An impeller supported on the support shaft is rotatably mounted in the pump housing interior.

Adjustment means is provided in operative association with the impeller to adjust the position of the impeller relative to the volute when the impeller is supported on the support shaft and in the pump housing interior.

The invention also includes lock means for locking the impeller against movement either toward or away from the volute after adjustment of the position of the impeller relative to the volute by the adjustment means.

The adjustment means includes a threaded element threadedly engaged with the support shaft and biasing means. The biasing means is operatively associated with the threaded element and the impeller to apply a biasing force against the impeller to bias the impeller relative to the volute when the threaded element is threadedly engaged with the support shaft.

The biasing means disclosed herein comprises a wave spring disposed about the support shaft.

Other features, advantages, and objects of the present invention will become apparent with reference to the following description and accompanying drawings.

BRIEF DESCRIPTION OF DRAWINGS

FIG. 1 is an exploded, perspective view of a pump constructed in accordance with the teachings of the present invention; and

FIG. 2 is an enlarged, cross-sectional, side view of a segment of the assembled pump.

BEST MODE FOR CARRYING OUT THE INVENTION

Referring now to the drawings, magnetic drive pump apparatus constructed in accordance with the teachings of the present invention is designated generally by reference numeral 10. Most of the magnetic drive pump is of conventional construction and will not be described. Only the structure pertinent to the present invention is discussed below.

Apparatus 10 includes a housing 12 having

housing segments

14, 16. Housing segment 16 includes a volute inner wall 18. A housing interior 24 is defined at one end of the apparatus by the volute inner wall.

Disposed within housing interior 24 is a rotary impeller 26 which is supported by a support shaft 28. Support shaft 28 is externally threaded at the end 30 thereof remote from impeller 26. The support shaft 28 is internally threaded at the other end 32 thereof accommodating impeller 26.

The support shaft 28 is accommodated within the throughbore 34 of a two-part bushing 36.

A nut 40 is threadedly engaged to support shaft 28 at end 30 thereof. Nut 40 is in engagement with a washer 42 disposed about the support shaft end 30. In turn, washer 42 engages the end of the magnetic drive housing 44 employed to magnetically drive the impeller.

A thrust washer 46 which may, for example, be constructed of ceramic material, is disposed about support shaft 28 and between magnetic drive housing 44 and bushing 36.

A second thrust washer, thrust washer 48 which also may suitably be constructed of ceramic material, is located on support shaft 28 at the other end of bushing 36.

Sandwiched between thrust washer 48 and impeller 26 is biasing means in the form of a wave spring washer 50 defining convolutions at the opposed sides thereof.

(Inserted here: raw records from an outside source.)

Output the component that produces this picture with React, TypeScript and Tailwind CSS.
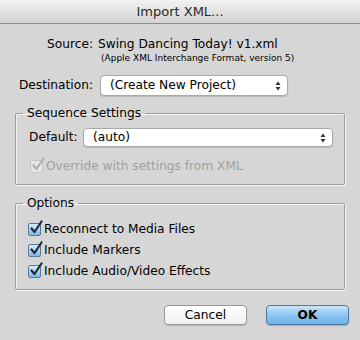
import React from 'react'

const font = { fontFamily: '"DejaVu Sans", "Liberation Sans", sans-serif' }

function Arrows() {
  return (
    <svg width="6" height="10" viewBox="0 0 6 10" className="shrink-0">
      <path d="M3 0.5 L5.5 4 L0.5 4 Z" fill="#333" />
      <path d="M3 9.5 L5.5 6 L0.5 6 Z" fill="#333" />
    </svg>
  )
}

function Select({ value, className }: { value: string; className: string }) {
  return (
    <div
      className={`flex items-center justify-between rounded-[4px] border border-[#a9a9a9] bg-white pl-[9px] pr-[6px] shadow-[0_1px_1px_rgba(0,0,0,0.15)] ${className}`}
    >
      <span>{value}</span>
      <Arrows />
    </div>
  )
}

function Check({ disabled }: { disabled?: boolean }) {
  return (
    <span
      className={`relative mr-[3px] inline-block h-[13px] w-[13px] shrink-0 rounded-[2px] border ${
        disabled
          ? 'border-[#c4c4c4] bg-[#e6e6e6]'
          : 'border-[#5a7896] bg-gradient-to-b from-[#d9ecfb] to-[#7fb6e6]'
      }`}
    >
      <svg width="15" height="15" viewBox="0 0 15 15" className="absolute -top-[4px] left-[0px]">
        <path
          d="M2.5 8.5 L5.5 12 L12.5 1.5"
          fill="none"
          stroke={disabled ? '#b0b0b0' : '#1f2b3a'}
          strokeWidth="2.2"
          strokeLinecap="round"
          strokeLinejoin="round"
        />
      </svg>
    </span>
  )
}

function Group({ title, children, className }: { title: string; children: React.ReactNode; className?: string }) {
  return (
    <fieldset
      className={`mx-[15px] rounded-[2px] border border-[#9d9d9d] shadow-[1px_1px_0_#f6f6f6,inset_1px_1px_0_#f6f6f6] ${className ?? ''}`}
    >
      <legend className="ml-[7px] px-[4px] text-[12.2px] leading-[16px] text-black">{title}</legend>
      {children}
    </fieldset>
  )
}

export default function App() {
  return (
    <div className="h-[340px] w-[360px] overflow-hidden bg-[#d6d6d6] text-[12.2px] text-black" style={font}>
      <div className="flex h-[24px] items-center justify-center border-b border-[#8c8c8c] bg-gradient-to-b from-[#f2f2f2] to-[#d4d4d4] text-[13px] text-[#2a2a2a]">
        Import XML...
      </div>

      <div className="mt-[12px] flex items-center leading-[16px]">
        <span className="w-[93px] text-right">Source:</span>
        <span className="ml-[5px]">Swing Dancing Today! v1.xml</span>
      </div>
      <div className="ml-[101px] mt-[0px] text-[9px] leading-[12px]">(Apple XML Interchange Format, version 5)</div>

      <div className="mt-[11px] flex items-center">
        <span className="w-[93px] text-right">Destination:</span>
        <Select value="(Create New Project)" className="ml-[7px] h-[21px] w-[188px]" />
      </div>

      <Group title="Sequence Settings" className="mt-[9px] h-[80px] pt-[7px]">
        <div className="flex items-center pl-[13px]">
          <span className="w-[54px]">Default:</span>
          <Select value="(auto)" className="h-[19px] w-[250px]" />
        </div>
        <div className="mt-[10px] flex items-center pl-[14px] text-[#a0a0a0]">
          <Check disabled />
          <span>Override with settings from XML</span>
        </div>
      </Group>

      <Group title="Options" className="mt-[10px] h-[95px] pt-[10px]">
        <div className="flex flex-col gap-[5px] pl-[12px] leading-[16px]">
          <div className="flex items-center">
            <Check />
            <span>Reconnect to Media Files</span>
          </div>
          <div className="flex items-center">
            <Check />
            <span>Include Markers</span>
          </div>
          <div className="flex items-center">
            <Check />
            <span>Include Audio/Video Effects</span>
          </div>
        </div>
      </Group>

      <div className="mt-[15px] flex justify-end gap-[19px] pr-[11px]">
        <button className="h-[20px] w-[83px] rounded-[4px] border border-[#9a9a9a] bg-gradient-to-b from-white to-[#f0f0f0] text-[12.2px] leading-none shadow-[0_1px_1px_rgba(0,0,0,0.15)]">
          Cancel
        </button>
        <button className="h-[20px] w-[83px] rounded-[4px] border border-[#4f77a6] bg-gradient-to-b from-[#cde6fa] via-[#8cc4f2] to-[#6fb3ec] text-[12.2px] font-bold leading-none shadow-[0_1px_1px_rgba(0,0,0,0.2)]">
          OK
        </button>
      </div>
    </div>
  )
}
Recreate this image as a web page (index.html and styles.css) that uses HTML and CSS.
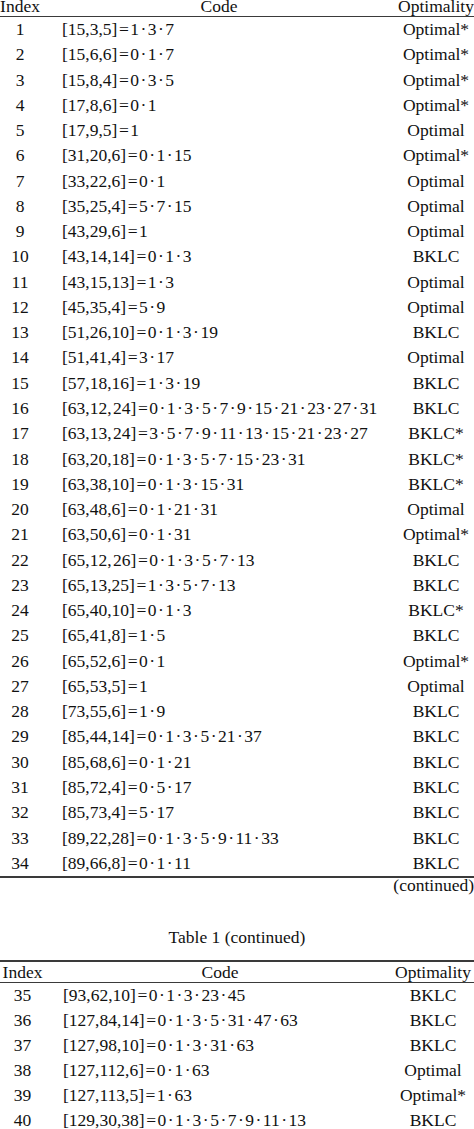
FILE: index.html
```html
<!DOCTYPE html>
<html>
<head>
<meta charset="utf-8">
<link rel="stylesheet" href="styles.css">
</head>
<body>
<div class="page">
  <div class="tbl t1">
    <div class="row head"><span class="idx">Index</span><span class="code hc">Code</span><span class="opt">Optimality</span></div>
    <div class="body">
      <div class="row"><span class="idx">1</span><span class="code">[15,3,5] = 1 · 3 · 7</span><span class="opt">Optimal*</span></div>
      <div class="row"><span class="idx">2</span><span class="code">[15,6,6] = 0 · 1 · 7</span><span class="opt">Optimal*</span></div>
      <div class="row"><span class="idx">3</span><span class="code">[15,8,4] = 0 · 3 · 5</span><span class="opt">Optimal*</span></div>
      <div class="row"><span class="idx">4</span><span class="code">[17,8,6] = 0 · 1</span><span class="opt">Optimal*</span></div>
      <div class="row"><span class="idx">5</span><span class="code">[17,9,5] = 1</span><span class="opt">Optimal</span></div>
      <div class="row"><span class="idx">6</span><span class="code">[31,20,6] = 0 · 1 · 15</span><span class="opt">Optimal*</span></div>
      <div class="row"><span class="idx">7</span><span class="code">[33,22,6] = 0 · 1</span><span class="opt">Optimal</span></div>
      <div class="row"><span class="idx">8</span><span class="code">[35,25,4] = 5 · 7 · 15</span><span class="opt">Optimal</span></div>
      <div class="row"><span class="idx">9</span><span class="code">[43,29,6] = 1</span><span class="opt">Optimal</span></div>
      <div class="row"><span class="idx">10</span><span class="code">[43,14,14] = 0 · 1 · 3</span><span class="opt">BKLC</span></div>
      <div class="row"><span class="idx">11</span><span class="code">[43,15,13] = 1 · 3</span><span class="opt">Optimal</span></div>
      <div class="row"><span class="idx">12</span><span class="code">[45,35,4] = 5 · 9</span><span class="opt">Optimal</span></div>
      <div class="row"><span class="idx">13</span><span class="code">[51,26,10] = 0 · 1 · 3 · 19</span><span class="opt">BKLC</span></div>
      <div class="row"><span class="idx">14</span><span class="code">[51,41,4] = 3 · 17</span><span class="opt">Optimal</span></div>
      <div class="row"><span class="idx">15</span><span class="code">[57,18,16] = 1 · 3 · 19</span><span class="opt">BKLC</span></div>
      <div class="row"><span class="idx">16</span><span class="code">[63,12, 24] = 0 · 1 · 3 · 5 · 7 · 9 · 15 · 21 · 23 · 27 · 31</span><span class="opt">BKLC</span></div>
      <div class="row"><span class="idx">17</span><span class="code">[63,13, 24] = 3 · 5 · 7 · 9 · 11 · 13 · 15 · 21 · 23 · 27</span><span class="opt">BKLC*</span></div>
      <div class="row"><span class="idx">18</span><span class="code">[63,20,18] = 0 · 1 · 3 · 5 · 7 · 15 · 23 · 31</span><span class="opt">BKLC*</span></div>
      <div class="row"><span class="idx">19</span><span class="code">[63,38,10] = 0 · 1 · 3 · 15 · 31</span><span class="opt">BKLC*</span></div>
      <div class="row"><span class="idx">20</span><span class="code">[63,48,6] = 0 · 1 · 21 · 31</span><span class="opt">Optimal</span></div>
      <div class="row"><span class="idx">21</span><span class="code">[63,50,6] = 0 · 1 · 31</span><span class="opt">Optimal*</span></div>
      <div class="row"><span class="idx">22</span><span class="code">[65,12, 26] = 0 · 1 · 3 · 5 · 7 · 13</span><span class="opt">BKLC</span></div>
      <div class="row"><span class="idx">23</span><span class="code">[65,13,25] = 1 · 3 · 5 · 7 · 13</span><span class="opt">BKLC</span></div>
      <div class="row"><span class="idx">24</span><span class="code">[65,40,10] = 0 · 1 · 3</span><span class="opt">BKLC*</span></div>
      <div class="row"><span class="idx">25</span><span class="code">[65,41,8] = 1 · 5</span><span class="opt">BKLC</span></div>
      <div class="row"><span class="idx">26</span><span class="code">[65,52,6] = 0 · 1</span><span class="opt">Optimal*</span></div>
      <div class="row"><span class="idx">27</span><span class="code">[65,53,5] = 1</span><span class="opt">Optimal</span></div>
      <div class="row"><span class="idx">28</span><span class="code">[73,55,6] = 1 · 9</span><span class="opt">BKLC</span></div>
      <div class="row"><span class="idx">29</span><span class="code">[85,44,14] = 0 · 1 · 3 · 5 · 21 · 37</span><span class="opt">BKLC</span></div>
      <div class="row"><span class="idx">30</span><span class="code">[85,68,6] = 0 · 1 · 21</span><span class="opt">BKLC</span></div>
      <div class="row"><span class="idx">31</span><span class="code">[85,72,4] = 0 · 5 · 17</span><span class="opt">BKLC</span></div>
      <div class="row"><span class="idx">32</span><span class="code">[85,73,4] = 5 · 17</span><span class="opt">BKLC</span></div>
      <div class="row"><span class="idx">33</span><span class="code">[89,22,28] = 0 · 1 · 3 · 5 · 9 · 11 · 33</span><span class="opt">BKLC</span></div>
      <div class="row"><span class="idx">34</span><span class="code">[89,66,8] = 0 · 1 · 11</span><span class="opt">BKLC</span></div>
    </div>
  </div>
  <div class="cont">(continued)</div>
  <div class="caption">Table 1 (continued)</div>
  <div class="tbl t2">
    <div class="row head"><span class="idx">Index</span><span class="code hc">Code</span><span class="opt">Optimality</span></div>
    <div class="body">
      <div class="row"><span class="idx">35</span><span class="code">[93,62,10] = 0 · 1 · 3 · 23 · 45</span><span class="opt">BKLC</span></div>
      <div class="row"><span class="idx">36</span><span class="code">[127,84,14] = 0 · 1 · 3 · 5 · 31 · 47 · 63</span><span class="opt">BKLC</span></div>
      <div class="row"><span class="idx">37</span><span class="code">[127,98,10] = 0 · 1 · 3 · 31 · 63</span><span class="opt">BKLC</span></div>
      <div class="row"><span class="idx">38</span><span class="code">[127,112,6] = 0 · 1 · 63</span><span class="opt">Optimal</span></div>
      <div class="row"><span class="idx">39</span><span class="code">[127,113,5] = 1 · 63</span><span class="opt">Optimal*</span></div>
      <div class="row"><span class="idx">40</span><span class="code">[129,30,38] = 0 · 1 · 3 · 5 · 7 · 9 · 11 · 13</span><span class="opt">BKLC</span></div>
    </div>
  </div>
</div>
</body>
</html>
```

FILE: styles.css
```css
html, body {
  margin: 0;
  padding: 0;
  background: #ffffff;
}

body {
  font-family: "Liberation Serif", "Times New Roman", serif;
  font-size: 17.5px;
  color: #111111;
  width: 474px;
  height: 1129px;
  overflow: hidden;
}

.page {
  display: flex;
  flex-direction: column;
}

.tbl {
  display: flex;
  flex-direction: column;
}

.row {
  display: grid;
  grid-template-columns: 40px minmax(0, 1fr) 76px;
  column-gap: 22px;
  line-height: 25.27px;
  white-space: nowrap;
}

.t2 .row {
  grid-template-columns: 45px minmax(0, 1fr) 76px;
  column-gap: 18px;
  padding-right: 3px;
  line-height: 24.9px;
}

.row.head {
  line-height: 20px;
  border-bottom: 1.5px solid #3a3a3a;
}

.t1 .row.head {
  margin-top: -3px;
  line-height: 19px;
}

.t1 .body {
  border-bottom: 2px solid #3a3a3a;
}

.t2 {
  border-top: 2px solid #3a3a3a;
  margin-top: 13px;
}

.t2 .row.head {
  line-height: 20px;
}

.idx {
  text-align: center;
}

.code {
  text-align: left;
  word-spacing: -0.165em;
}

.code.hc {
  text-align: center;
  word-spacing: normal;
}

.opt {
  text-align: center;
}

.cont {
  text-align: right;
  line-height: 18px;
  margin-top: -2px;
}

.caption {
  text-align: center;
  line-height: 20px;
  margin-top: 33px;
}
```
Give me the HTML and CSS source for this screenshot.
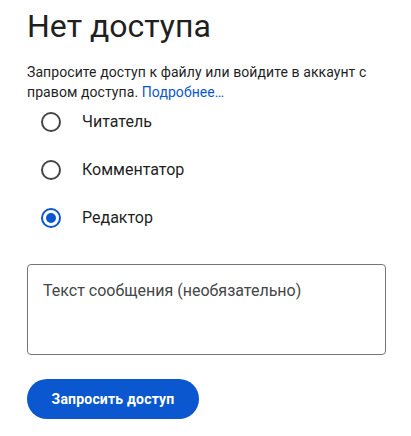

The impeller 26 is held onto support shaft 28 by a stop element which, in a disclosed embodiment, comprises the enlarged head 52 of a bolt 54 threadedly secured to end 32 of support shaft 28. In the arrangement illustrated, a washer is disposed between the bolt head 52 and the impeller.

Prior to complete assembly of housing 12, with the apparatus of the present invention it is a relatively easy matter to adjust the clearance between the impeller and the housing volute. Such adjustment is readily accomplished merely by turning the adjusting nut 40 clockwise or counter-clockwise relative to the support shaft. The wave spring 50 exerts a continuous biasing force against the impeller but allows some degree of movement of the support shaft and the impeller relative to the housing so that the clearance between the volute and the impeller can be finely tuned before the pump goes out the factory door.

Once the impeller has been adjusted to a predetermined degree by turning the nut 40, a set screw 56 in nut 40 can be tightened against the support shaft 28 to lock the nut 40 into position.

Claims

I claim:

1. Magnetic drive pump apparatus, said apparatus comprising, in combination:

a pump housing including a volute and having a pump housing interior at least partially defined by said volute;

a support shaft mounted in a bushing in said pump housing interior and defining a through bore accommodating said support shaft with said support shaft being both axially and rotatably movable relative to said bushing;

an impeller supported on said support shaft and rotatably mounted in said pump housing interior; and

adjustment means including an element threadedly engaged with said support shaft and biasing means positioned with said bushing between said biasing means and said threaded element, whereby rotational movement of said threaded element relative to said support shaft effects axial movement of said support shaft relative to said bushing and movement of said impeller relative to said volute.

2. The apparatus according to claim 1 additionally comprising lock means for locking said impeller against movement both toward and away from said volute after adjustment of the position of said impeller relative to said volute by said adjustment means.

3. The apparatus according to claim 1 additionally comprising a stop element connected to said support shaft at a location spaced from said threaded element, said threaded element and said stop element being disposed at opposed sides of said impeller and said biasing means being positioned between said threaded element and said stop element.

4. The apparatus according to claim 3 wherein said threaded element, said stop element, and said biasing means are cooperable with said impeller to prevent axial slidable movement of said impeller along said support shaft by clamping said impeller at a selected location on said support shaft.

5. The apparatus according to claim 1 wherein said biasing means comprises a wave spring disposed about said support shaft.

6. The apparatus according to claim 1 additionally comprising a first thrust washer disposed about said support shaft between said threaded element and said bushing and a second thrust washer between said bushing and said wave spring.

7. The apparatus according to claim 3 wherein said stop element comprises a second threaded element threadedly engaged with said support shaft.

8. The apparatus according to claim 1 wherein said biasing means is in engagement with said impeller.